Even when using other methods, pesticides are usually needed to reduce coddling moth numbers. Two soft chemicals labeled for control include neem oil and spinosad. These are considered to be safer for humans and animals and friendlier to non-target insects while still controlling a significant number of insects. However, they do not reduce numbers as effectively as synthetic pesticides such as permethrin, carbaryl or malathion.
To determine when apples are ripe, one of the best methods is simply by taste. If the apple tastes like it is supposed to, it is most likely ripe.

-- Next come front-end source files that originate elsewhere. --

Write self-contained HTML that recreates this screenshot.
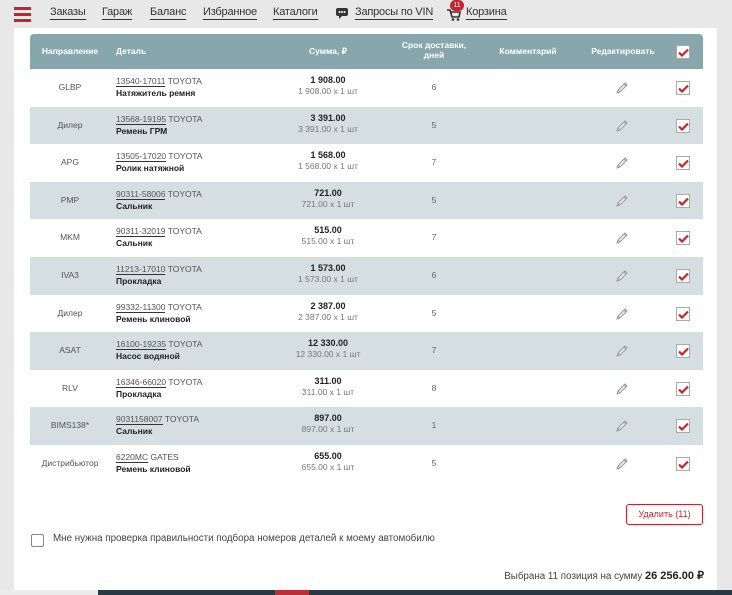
<!DOCTYPE html>
<html><head><meta charset="utf-8">
<style>
*{margin:0;padding:0;box-sizing:border-box}
body{width:732px;height:595px;overflow:hidden;background:#e8e8e8;font-family:"Liberation Sans","Noto Sans CJK SC",sans-serif;position:relative;color:#333}
.nav{position:absolute;top:0;left:0;height:28px;width:732px}
.nav a{position:absolute;top:6px;font-size:11px;color:#333;text-decoration:none;border-bottom:1px solid #333;line-height:13px;letter-spacing:-0.2px}
.burger{position:absolute;left:14px;top:7px;width:17px}
.burger i{display:block;height:3px;background:#c8232c;margin-bottom:3px}
.panel{position:absolute;left:14px;top:28px;width:703px;height:562px;background:#fff}
.tbl{position:absolute;left:30px;top:34px;width:673px}
.hdr{height:35px;background:#87a7ad;border-radius:4px 4px 0 0;position:relative;color:#fff;font-size:8.5px;font-weight:bold}
.hdr span{position:absolute;top:12px}
.row{height:37.6px;position:relative;font-size:8.5px}
.row.g{background:#d5dee1}
.row span{position:absolute}
.c1{left:0;width:80px;text-align:center;top:13px;color:#555}
.c2{left:86px;top:6px;line-height:12px;color:#555}
.c2 u{text-decoration:none;border-bottom:1px solid #333}
.c2 b{display:block;color:#222;font-weight:bold;font-size:8.5px}
.c3{left:248px;width:100px;text-align:center;top:6px;line-height:11px;color:#777}
.c3 b{display:block;color:#222;font-size:9px}
.c4{left:399px;width:10px;text-align:center;top:13px;color:#666}
.pen{left:585px;top:12px}
.cb{left:646px;top:12px;width:14px;height:14px;border:1px solid #aaa;background:#fff}
.cb svg{position:absolute;left:1px;top:2px}
.foot{position:absolute;font-size:9.8px;color:#444}
</style></head><body>
<div class="nav">
<div class="burger"><i></i><i></i><i></i></div>
<a style="left:50px">Заказы</a>
<a style="left:102px">Гараж</a>
<a style="left:150px">Баланс</a>
<a style="left:203px">Избранное</a>
<a style="left:273px">Каталоги</a>
<svg style="position:absolute;left:336px;top:8px" width="14" height="12" viewBox="0 0 14 12"><rect x="0" y="0" width="12" height="8" rx="2" fill="#333"/><path d="M3 8 L3 11 L6 8Z" fill="#333"/><circle cx="3.5" cy="4" r="1" fill="#fff"/><circle cx="6" cy="4" r="1" fill="#fff"/><circle cx="8.5" cy="4" r="1" fill="#fff"/></svg>
<a style="left:355px">Запросы по VIN</a>
<svg style="position:absolute;left:447px;top:9px" width="14" height="12" viewBox="0 0 14 12"><path d="M0 1 H3 L5 8 H12 L13 3 H4" stroke="#333" stroke-width="1.6" fill="none"/><circle cx="6" cy="10.5" r="1.3" fill="#333"/><circle cx="11" cy="10.5" r="1.3" fill="#333"/></svg>
<div style="position:absolute;left:450px;top:0;width:14px;height:11px;border-radius:6px;background:#c8232c;color:#fff;font-size:7px;text-align:center;line-height:11px">11</div>
<a style="left:466px">Корзина</a>
</div>
<div class="panel"></div>
<div class="tbl">
<div class="hdr">
<span style="left:0;width:80px;text-align:center">Направление</span>
<span style="left:86px">Деталь</span>
<span style="left:248px;width:100px;text-align:center">Сумма, ₽</span>
<span style="left:364px;width:80px;text-align:center;top:6px;line-height:10px">Срок доставки,<br>дней</span>
<span style="left:458px;width:80px;text-align:center">Комментарий</span>
<span style="left:553px;width:80px;text-align:center">Редактировать</span>
<span class="cb" style="position:absolute;left:646px;top:11px;width:14px;height:14px;border:1px solid #aaa;background:#fff"><svg style="position:absolute;left:1px;top:2px" width="11" height="9" viewBox="0 0 11 9"><path d="M1 4.5 L4 7.5 L10 1.5" stroke="#c8232c" stroke-width="2.2" fill="none"/></svg></span>
</div>
<div id="rows"></div>
</div>
<div style="position:absolute;left:626px;top:504px;width:77px;height:21px;border:1px solid #c8232c;border-radius:3px;color:#c8232c;font-size:9px;text-align:center;line-height:19px">Удалить (11)</div>
<div style="position:absolute;left:31px;top:534px;width:13px;height:13px;border:1px solid #888;border-radius:2px;background:#fff"></div>
<div class="foot" style="left:53px;top:533px">Мне нужна проверка правильности подбора номеров деталей к моему автомобилю</div>
<div class="foot" style="right:28px;top:569px">Выбрана 11 позиция на сумму <b style="font-size:11px;color:#222">26 256.00 ₽</b></div>
<div style="position:absolute;left:0;top:590px;width:98px;height:5px;background:#ececec"></div>
<div style="position:absolute;left:98px;top:590px;width:634px;height:5px;background:#2a3a44"></div>
<div style="position:absolute;left:275px;top:590px;width:34px;height:5px;background:#b83036"></div>
<script>
var d=[["GLBP","13540-17011","TOYOTA","Натяжитель ремня","1 908.00","6"],
["Дилер","13568-19195","TOYOTA","Ремень ГРМ","3 391.00","5"],
["APG","13505-17020","TOYOTA","Ролик натяжной","1 568.00","7"],
["PMP","90311-58006","TOYOTA","Сальник","721.00","5"],
["MKM","90311-32019","TOYOTA","Сальник","515.00","7"],
["IVA3","11213-17010","TOYOTA","Прокладка","1 573.00","6"],
["Дилер","99332-11300","TOYOTA","Ремень клиновой","2 387.00","5"],
["ASAT","16100-19235","TOYOTA","Насос водяной","12 330.00","7"],
["RLV","16346-66020","TOYOTA","Прокладка","311.00","8"],
["BIMS138*","9031158007","TOYOTA","Сальник","897.00","1"],
["Дистрибьютор","6220MC","GATES","Ремень клиновой","655.00","5"]];
var h="";
d.forEach(function(r,i){h+='<div class="row'+(i%2?' g':'')+'"><span class="c1">'+r[0]+'</span><span class="c2"><u>'+r[1]+'</u> '+r[2]+'<b>'+r[3]+'</b></span><span class="c3"><b>'+r[4]+'</b>'+r[4]+' x 1 шт</span><span class="c4">'+r[5]+'</span><span class="pen"><svg width="14" height="14" viewBox="0 0 14 14"><path d="M2 12 L3 9 L10 2 L12 4 L5 11 Z M3 9 L5 11 M9 3 L11 5" stroke="#999" stroke-width="1" fill="#eee"/></svg></span><span class="cb"><svg width="11" height="9" viewBox="0 0 11 9"><path d="M1 4.5 L4 7.5 L10 1.5" stroke="#c8232c" stroke-width="2.2" fill="none"/></svg></span></div>';});
document.getElementById("rows").innerHTML=h;
</script>
</body></html>
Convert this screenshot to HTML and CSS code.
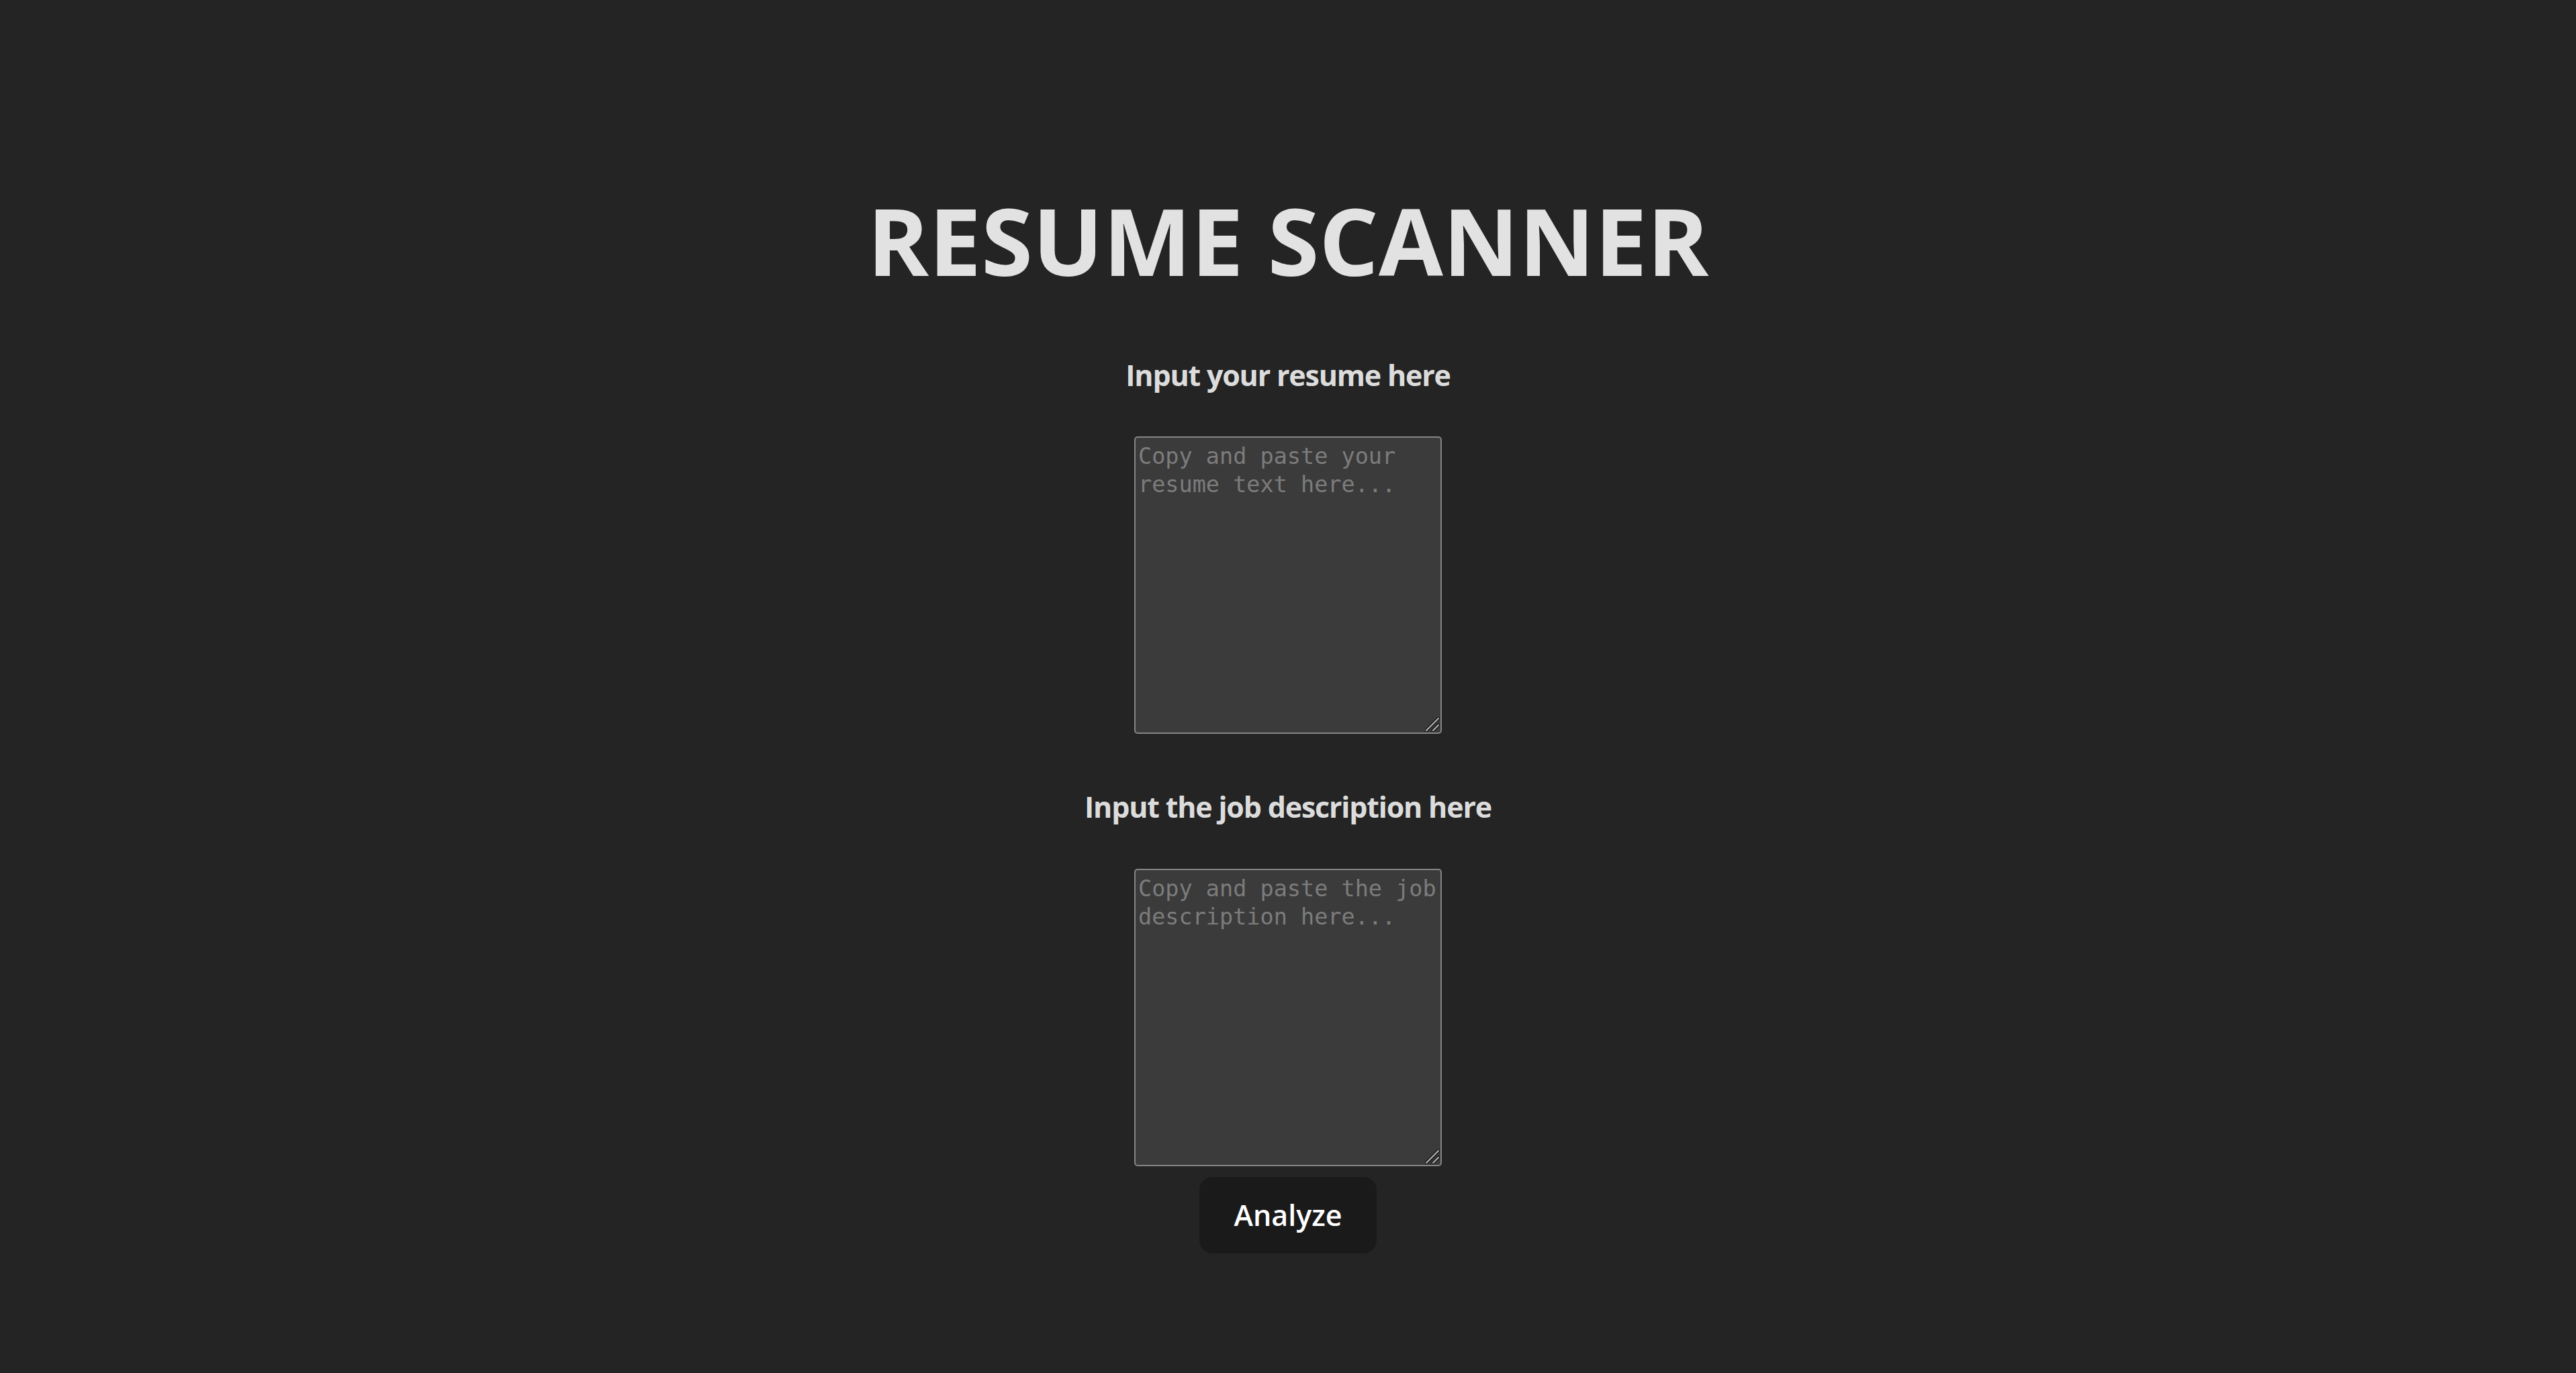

Consider these other indicators.
- Skin color changes from green to yellow or green to red.
- Healthy apples drop from the tree around the time of ripening.
- Flesh between the skin and core of many red types changes from a greenish color to white.
- Apples can be easily removed from the tree without damaging the spur.
- Seeds in the core turn dark brown.
Pick ripe apples from the tree by pulling fruit upward and outward while rotating the fruit slightly. On some thin, long-stemmed varieties such as Golden Delicious, it is sometimes necessary to firmly place the index finger at the point of attachment of the stem and branch. Research has shown that apples picked with their stem attached to the fruit keep longer than those with the stem removed. Apples should be stored at temperatures just above freezing and at high humidity. Frequently check for rotten fruit. Not removing one rotten apple really does spoil the bunch.